Drawing on the work of 2,500 leading climate scientists, the IPCC said last year that it was "very likely," or at least 90 percent certain, that human activities led by burning fossil fuels were causing global warming.

It said quick action to avert the worst effects -- such as more droughts, heatwaves, melting glaciers and rising sea levels -- would not derail world economic growth.

Pachauri was elected as chair of the IPCC in a 76-49 vote in 2002, with the backing of developing nations and of U.S. President George W. Bush, over the former IPCC head, British-born U.S. scientist Robert Watson.

Gore at the time criticized Pachauri as the 'let's drag our feet candidate' who would get little done compared to the blunt-speaking Watson.

Gore has since apologized for his criticisms of Pachauri. Many scientists and diplomats say Pachauri has been far tougher in warning of the risks of climate change than the Bush administration apparently hoped.

The IPCC, founded by the World Meteorological Organization and the U.N. Environment Programme in 1988, will hold a meeting in Hungary next week to start planning for new work.
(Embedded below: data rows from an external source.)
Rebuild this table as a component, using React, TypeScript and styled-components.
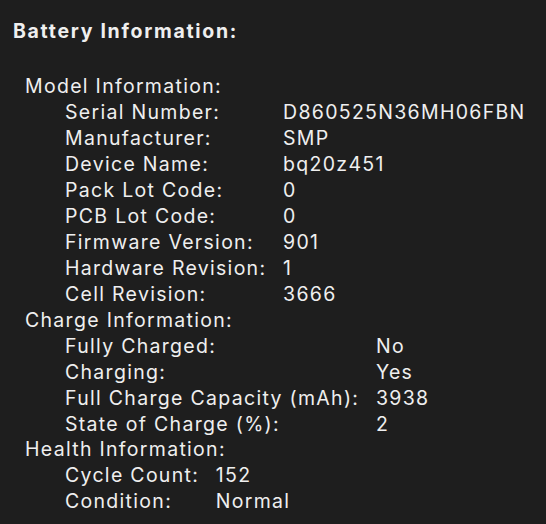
import React from "react";
import styled, { createGlobalStyle } from "styled-components";

const Global = createGlobalStyle`
  html, body { margin: 0; padding: 0; background: #1e1e1e; }
  body { font-family: Inter, "Noto Sans", "Liberation Sans", sans-serif; }
`;

const Page = styled.div`
  width: 546px;
  height: 524px;
  background: #1e1e1e;
  color: #efefef;
  box-sizing: border-box;
  padding: 18.6px 0 0 13px;
  font-size: 19.5px;
  line-height: 25.95px;
  letter-spacing: 1.3px;
  overflow: hidden;
`;

const Heading = styled.div`
  font-weight: 700;
  letter-spacing: 1.7px;
  margin-bottom: 29.6px;
`;

const Section = styled.div`
  padding-left: 12px;
`;

const SectionTitle = styled.div``;

const Grid = styled.div`
  display: grid;
  grid-template-columns: max-content max-content;
  column-gap: 16.7px;
  padding-left: 40px;
`;

const Cell = styled.div`
  white-space: nowrap;
`;

type Row = [string, string];

const sections: { title: string; rows: Row[] }[] = [
  {
    title: "Model Information:",
    rows: [
      ["Serial Number:", "D860525N36MH06FBN"],
      ["Manufacturer:", "SMP"],
      ["Device Name:", "bq20z451"],
      ["Pack Lot Code:", "0"],
      ["PCB Lot Code:", "0"],
      ["Firmware Version:", "901"],
      ["Hardware Revision:", "1"],
      ["Cell Revision:", "3666"],
    ],
  },
  {
    title: "Charge Information:",
    rows: [
      ["Fully Charged:", "No"],
      ["Charging:", "Yes"],
      ["Full Charge Capacity (mAh):", "3938"],
      ["State of Charge (%):", "2"],
    ],
  },
  {
    title: "Health Information:",
    rows: [
      ["Cycle Count:", "152"],
      ["Condition:", "Normal"],
    ],
  },
];

export default function App() {
  return (
    <>
      <Global />
      <Page>
        <Heading>Battery Information:</Heading>
        <Section>
          {sections.map((s) => (
            <React.Fragment key={s.title}>
              <SectionTitle>{s.title}</SectionTitle>
              <Grid>
                {s.rows.map(([k, v]) => (
                  <React.Fragment key={k}>
                    <Cell>{k}</Cell>
                    <Cell>{v}</Cell>
                  </React.Fragment>
                ))}
              </Grid>
            </React.Fragment>
          ))}
        </Section>
      </Page>
    </>
  );
}
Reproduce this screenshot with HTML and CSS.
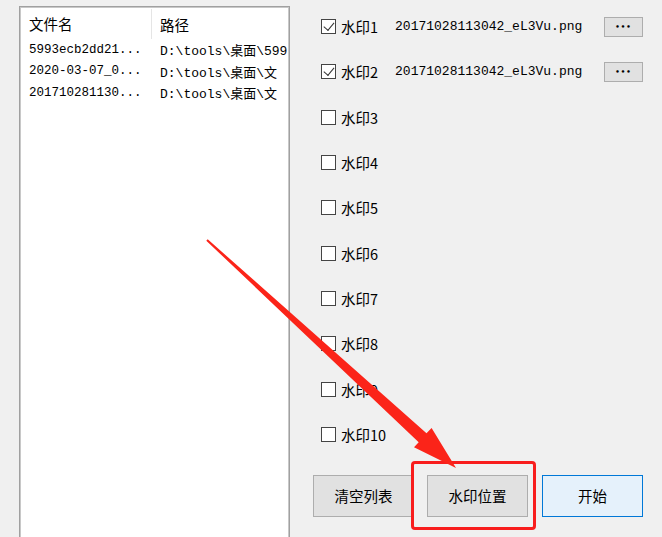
FILE: index.html
```html
<!DOCTYPE html>
<html lang="zh-CN">
<head>
    <meta charset="UTF-8">
    <title>水印</title>
    <link rel="stylesheet" href="styles.css">
</head>
<body>
    <div class="window">
        <div class="list-box">
            <div class="list-header">
                <div class="col col-name">文件名</div>
                <div class="col col-path">路径</div>
            </div>
            <div class="list-row">
                <div class="col col-name">5993ecb2dd21...</div>
                <div class="col col-path">D:\tools\桌面\599</div>
            </div>
            <div class="list-row">
                <div class="col col-name">2020-03-07_0...</div>
                <div class="col col-path">D:\tools\桌面\文</div>
            </div>
            <div class="list-row">
                <div class="col col-name">201710281130...</div>
                <div class="col col-path">D:\tools\桌面\文</div>
            </div>
        </div>

        <div class="side">
            <div class="marks">
                <div class="mark-row">
                    <span class="check checked"></span><span class="mark-label">水印1</span>
                    <span class="mark-file">20171028113042_eL3Vu.png</span>
                    <button class="dots">•••</button>
                </div>
                <div class="mark-row">
                    <span class="check checked"></span><span class="mark-label">水印2</span>
                    <span class="mark-file">20171028113042_eL3Vu.png</span>
                    <button class="dots">•••</button>
                </div>
                <div class="mark-row"><span class="check"></span><span class="mark-label">水印3</span></div>
                <div class="mark-row"><span class="check"></span><span class="mark-label">水印4</span></div>
                <div class="mark-row"><span class="check"></span><span class="mark-label">水印5</span></div>
                <div class="mark-row"><span class="check"></span><span class="mark-label">水印6</span></div>
                <div class="mark-row"><span class="check"></span><span class="mark-label">水印7</span></div>
                <div class="mark-row"><span class="check"></span><span class="mark-label">水印8</span></div>
                <div class="mark-row"><span class="check"></span><span class="mark-label">水印9</span></div>
                <div class="mark-row"><span class="check"></span><span class="mark-label">水印10</span></div>
            </div>
            <div class="actions">
                <button class="btn">清空列表</button>
                <div class="highlight">
                    <button class="btn">水印位置</button>
                </div>
                <button class="btn primary">开始</button>
            </div>
        </div>

        <!-- flecha de anotación -->
        <svg class="arrow" width="662" height="537" viewBox="0 0 662 537">
            <polygon points="207.7,239.3 426.5,433.2 431.6,428 456,468 414,447.2 418.7,442.3 206.3,240.7" fill="#fb2419"/>
        </svg>
    </div>
</body>
</html>
```

FILE: styles.css
```css
* {
    margin: 0;
    padding: 0;
    box-sizing: border-box;
}

body {
    font-family: "Noto Sans CJK SC", "Noto Sans", sans-serif;
    font-size: 13px;
    color: #000;
    background-color: #f0f0f0;
    width: 662px;
    height: 537px;
    overflow: hidden;
}

.window {
    position: relative;
    display: flex;
    height: 537px;
}

.list-box {
    margin-left: 19px;
    margin-top: 6px;
    width: 271px;
    height: 545px;
    background-color: #fff;
    border: 1px solid #a0a0a0;
    box-shadow: inset 1px 1px 0 #c8c8c8, inset -1px 0 0 #c8c8c8;
    overflow: hidden;
}

.list-header {
    display: flex;
    height: 32px;
    align-items: center;
    font-size: 14.5px;
    padding-top: 2px;
}

.list-header .col-name {
    border-right: 1px solid #e5e5e5;
    height: 30px;
    line-height: 30px;
}

.list-row {
    display: flex;
    height: 21.5px;
    align-items: center;
    font-family: "Liberation Mono", "Noto Sans CJK SC", monospace;
    font-size: 12.5px;
    white-space: nowrap;
}

.list-row .col-path {
    font-size: 13px;
}

.col {
    white-space: nowrap;
    overflow: hidden;
}

.col-name {
    width: 132px;
    padding-left: 9px;
    flex: none;
}

.col-path {
    padding-left: 8px;
}

.side {
    margin-left: 23px;
    flex: 1;
}

.marks {
    padding-top: 4px;
}

.mark-row {
    display: flex;
    align-items: center;
    height: 45.3px;
    padding-left: 8px;
}

.check {
    width: 15px;
    height: 15px;
    border: 1.5px solid #444;
    background-color: #fff;
    flex: none;
    position: relative;
}

.check.checked::after {
    content: "";
    position: absolute;
    left: 4px;
    top: 0px;
    width: 4.5px;
    height: 9px;
    border-right: 1.5px solid #333;
    border-bottom: 1.5px solid #333;
    transform: rotate(40deg);
}

.mark-label {
    margin-left: 5px;
    font-size: 14.5px;
}

.mark-file {
    margin-left: 17px;
    width: 195px;
    font-family: "Liberation Mono", monospace;
    font-size: 13px;
}

.dots {
    margin-left: 14px;
    width: 39px;
    height: 20px;
    background-color: #e1e1e1;
    border: 1px solid #adadad;
    font-size: 7px;
    letter-spacing: 1px;
    color: #000;
    font-family: "DejaVu Sans", sans-serif;
    font-weight: bold;
}

.actions {
    display: flex;
    align-items: flex-start;
    margin-top: 18px;
}

.btn {
    width: 101px;
    height: 42px;
    background-color: #e1e1e1;
    border: 1px solid #adadad;
    font-family: "Noto Sans CJK SC", sans-serif;
    font-size: 14.5px;
    color: #000;
}

.highlight {
    margin-left: -3px;
    margin-top: -14px;
    padding: 11px 5px 10px 13px;
    border: 3px solid #f81d1d;
    border-radius: 4px;
}

.btn.primary {
    margin-left: 6px;
    background-color: #e5f1fb;
    border-color: #0078d7;
}

.arrow {
    position: absolute;
    left: 0;
    top: 0;
    pointer-events: none;
}
```
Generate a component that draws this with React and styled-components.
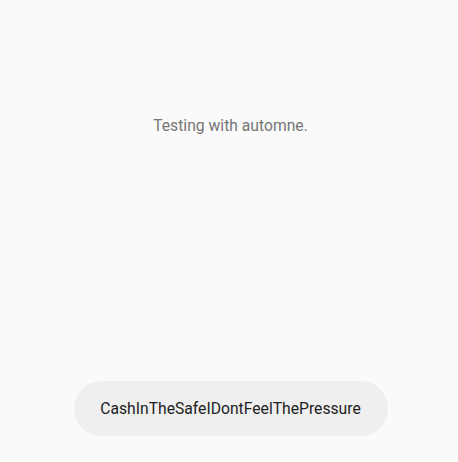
import styled, { createGlobalStyle } from "styled-components"

const Global = createGlobalStyle`
    html, body {
        margin: 0;
        padding: 0;
        background-color: #fafafa;
        font-family: Roboto, "Noto Sans", sans-serif;
    }
`

const Screen = styled.div`
    height: 462px;
    display: flex;
    flex-direction: column;
    align-items: center;
    justify-content: space-between;
    box-sizing: border-box;
    padding: 116px 0 26px 3px;
`

const Message = styled.p`
    margin: 0;
    font-size: 15.7px;
    line-height: 20px;
    color: #757575;
`

const Pill = styled.div`
    width: 314px;
    height: 55px;
    border-radius: 28px;
    background-color: #efefef;
    display: flex;
    align-items: center;
    justify-content: center;
    font-size: 15.7px;
    color: #212121;
`

const App = () => {
    return (
        <>
            <Global />
            <Screen>
                <Message>Testing with automne.</Message>
                <Pill>CashInTheSafeIDontFeelThePressure</Pill>
            </Screen>
        </>
    )
}

export default App
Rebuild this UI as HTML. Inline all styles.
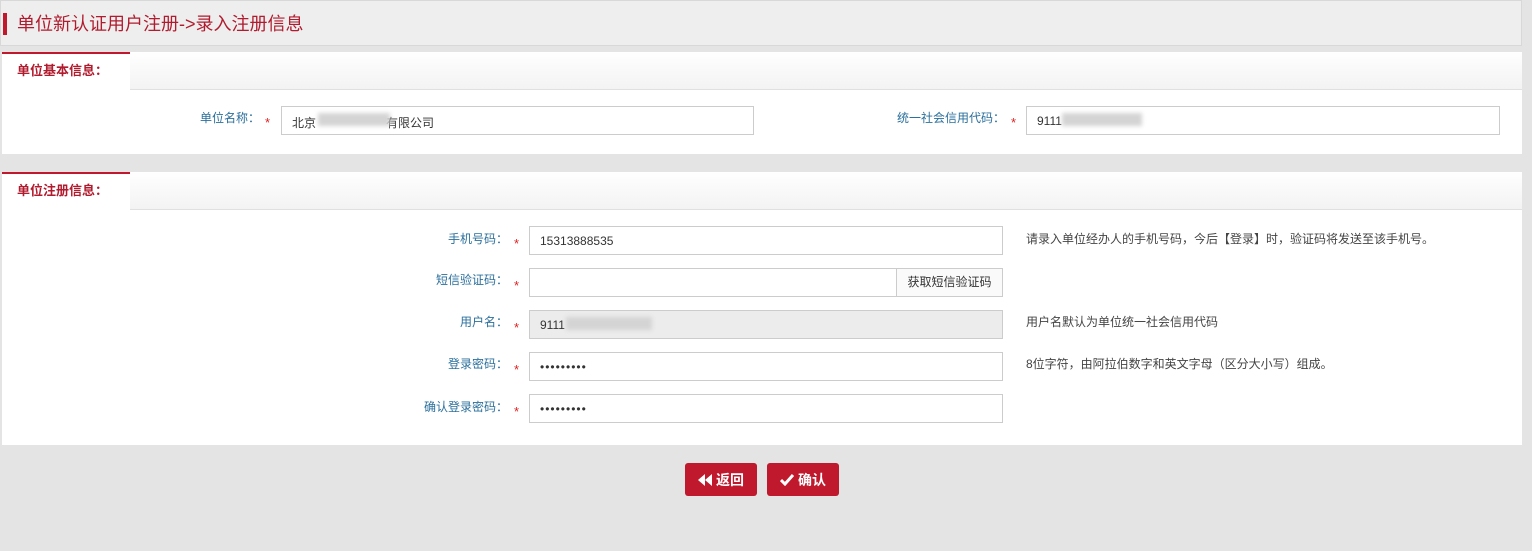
<!DOCTYPE html>
<html><head><meta charset="utf-8"><style>
*{box-sizing:border-box;margin:0;padding:0}
body{width:1532px;height:551px;background:#e4e4e4;font-family:"Liberation Sans","Noto Sans CJK SC",sans-serif;font-size:12px;position:relative;overflow:hidden}
.abs{position:absolute}
.hdr{left:0;top:0;width:1522px;height:46px;background:#eeeeee;border:1px solid #d8d8d8}
.hdr .bar{position:absolute;left:2px;top:12px;width:4px;height:22px;background:#c0182c}
.hdr .t{position:absolute;left:16px;top:9px;font-size:18px;color:#b11b2e}
.panel{left:2px;width:1520px;background:#fff}
.ph{position:absolute;left:0;top:0;width:100%;height:38px;background:linear-gradient(#fff,#f3f3f3);border-bottom:1px solid #e0e0e0}
.tab{position:absolute;left:0;top:0;width:128px;height:39px;background:#fff;border-top:2px solid #c0182c;color:#b11b2e;font-weight:bold;font-size:13px;padding:6px 0 0 15px}
.lbl{color:#2a6f9c;text-align:right;font-size:12px}
.star{color:#e02020;font-size:13px}
.inp{border:1px solid #ccc;background:#fff;height:29px;font-size:12px;color:#333;padding:7px 10px}
.hint{color:#444;font-size:12px}
.blur{background:#d4d4d4;filter:blur(2px)}
.btn{top:463px;height:33px;width:72px;background:#c0182c;border-radius:3px;color:#fff;font-size:14px;font-weight:bold;display:flex;align-items:center;justify-content:center;gap:4px}
</style></head><body>
<div class="abs hdr"><div class="bar"></div><div class="t">单位新认证用户注册-&gt;录入注册信息</div></div>

<div class="abs panel" style="top:52px;height:102px"><div class="ph"></div><div class="tab">单位基本信息：</div></div>
<div class="abs lbl" style="left:160px;top:109px;width:100px">单位名称：</div>
<div class="abs star" style="left:265px;top:115px">*</div>
<div class="abs inp" style="left:281px;top:106px;width:473px">北京<span style="display:inline-block;width:70px"></span>有限公司</div>
<div class="abs blur" style="left:318px;top:113px;width:72px;height:13px"></div>
<div class="abs lbl" style="left:860px;top:109px;width:145px">统一社会信用代码：</div>
<div class="abs star" style="left:1011px;top:115px">*</div>
<div class="abs inp" style="left:1026px;top:106px;width:474px">9111</div>
<div class="abs blur" style="left:1062px;top:113px;width:80px;height:13px"></div>

<div class="abs panel" style="top:172px;height:273px"><div class="ph"></div><div class="tab">单位注册信息：</div></div>

<div class="abs lbl" style="left:380px;top:230px;width:128px">手机号码：</div>
<div class="abs star" style="left:514px;top:236px">*</div>
<div class="abs inp" style="left:529px;top:226px;width:474px">15313888535</div>
<div class="abs hint" style="left:1026px;top:230px">请录入单位经办人的手机号码，今后【登录】时，验证码将发送至该手机号。</div>

<div class="abs lbl" style="left:380px;top:271px;width:128px">短信验证码：</div>
<div class="abs star" style="left:514px;top:278px">*</div>
<div class="abs inp" style="left:529px;top:268px;width:474px"></div>
<div class="abs" style="left:896px;top:269px;width:106px;height:27px;border-left:1px solid #ccc;background:#fafafa;color:#333;font-size:12px;text-align:center;line-height:27px">获取短信验证码</div>

<div class="abs lbl" style="left:380px;top:313px;width:128px">用户名：</div>
<div class="abs star" style="left:514px;top:320px">*</div>
<div class="abs inp" style="left:529px;top:310px;width:474px;background:#ececec">9111</div>
<div class="abs blur" style="left:566px;top:317px;width:86px;height:13px"></div>
<div class="abs hint" style="left:1026px;top:313px">用户名默认为单位统一社会信用代码</div>

<div class="abs lbl" style="left:380px;top:355px;width:128px">登录密码：</div>
<div class="abs star" style="left:514px;top:362px">*</div>
<div class="abs inp" style="left:529px;top:352px;width:474px;letter-spacing:1px">•••••••••</div>
<div class="abs hint" style="left:1026px;top:355px">8位字符，由阿拉伯数字和英文字母（区分大小写）组成。</div>

<div class="abs lbl" style="left:380px;top:398px;width:128px">确认登录密码：</div>
<div class="abs star" style="left:514px;top:404px">*</div>
<div class="abs inp" style="left:529px;top:394px;width:474px;letter-spacing:1px">•••••••••</div>

<div class="abs btn" style="left:685px"><svg width="14" height="12" viewBox="0 0 14 12"><path d="M7 0L0 6l7 6zM14 0L7 6l7 6z" fill="#fff"/></svg>返回</div>
<div class="abs btn" style="left:767px"><svg width="14" height="12" viewBox="0 0 14 12"><path d="M1 6l4 4 8-9" stroke="#fff" stroke-width="3" fill="none"/></svg>确认</div>
</body></html>
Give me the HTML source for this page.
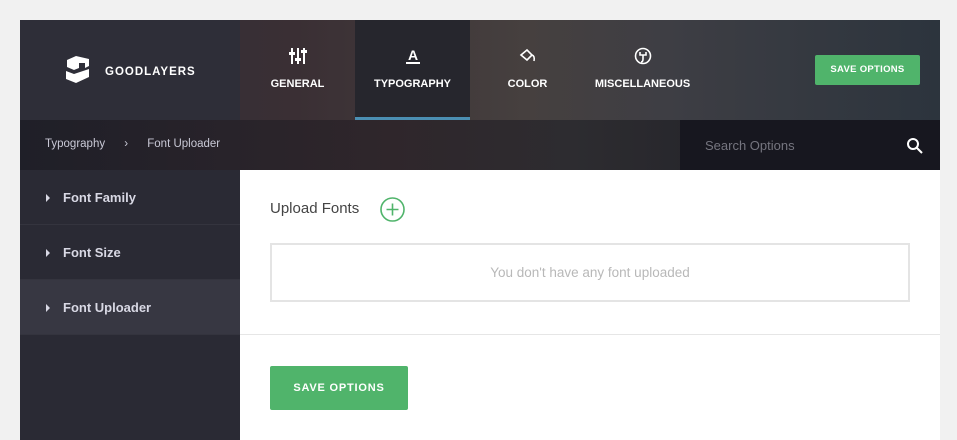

It has produced overview climate reports in 2007, 2001, 1995 and 1990. The conclusions are approved by scientists and by more than 130 member governments.

Some governments want more frequent updates and specialist reports, perhaps about the thaw of ice in the polar regions.

Spurred by the IPCC's warnings, governments agreed in Bali, Indonesia, in December to work out a new climate treaty by the end of 2009 to succeed the Kyoto Protocol.

Kyoto binds all developed nations except the United States to curb emissions by 2012. Bush said Kyoto would cost too much and wrongly omitted targets for developing nations such as China and India.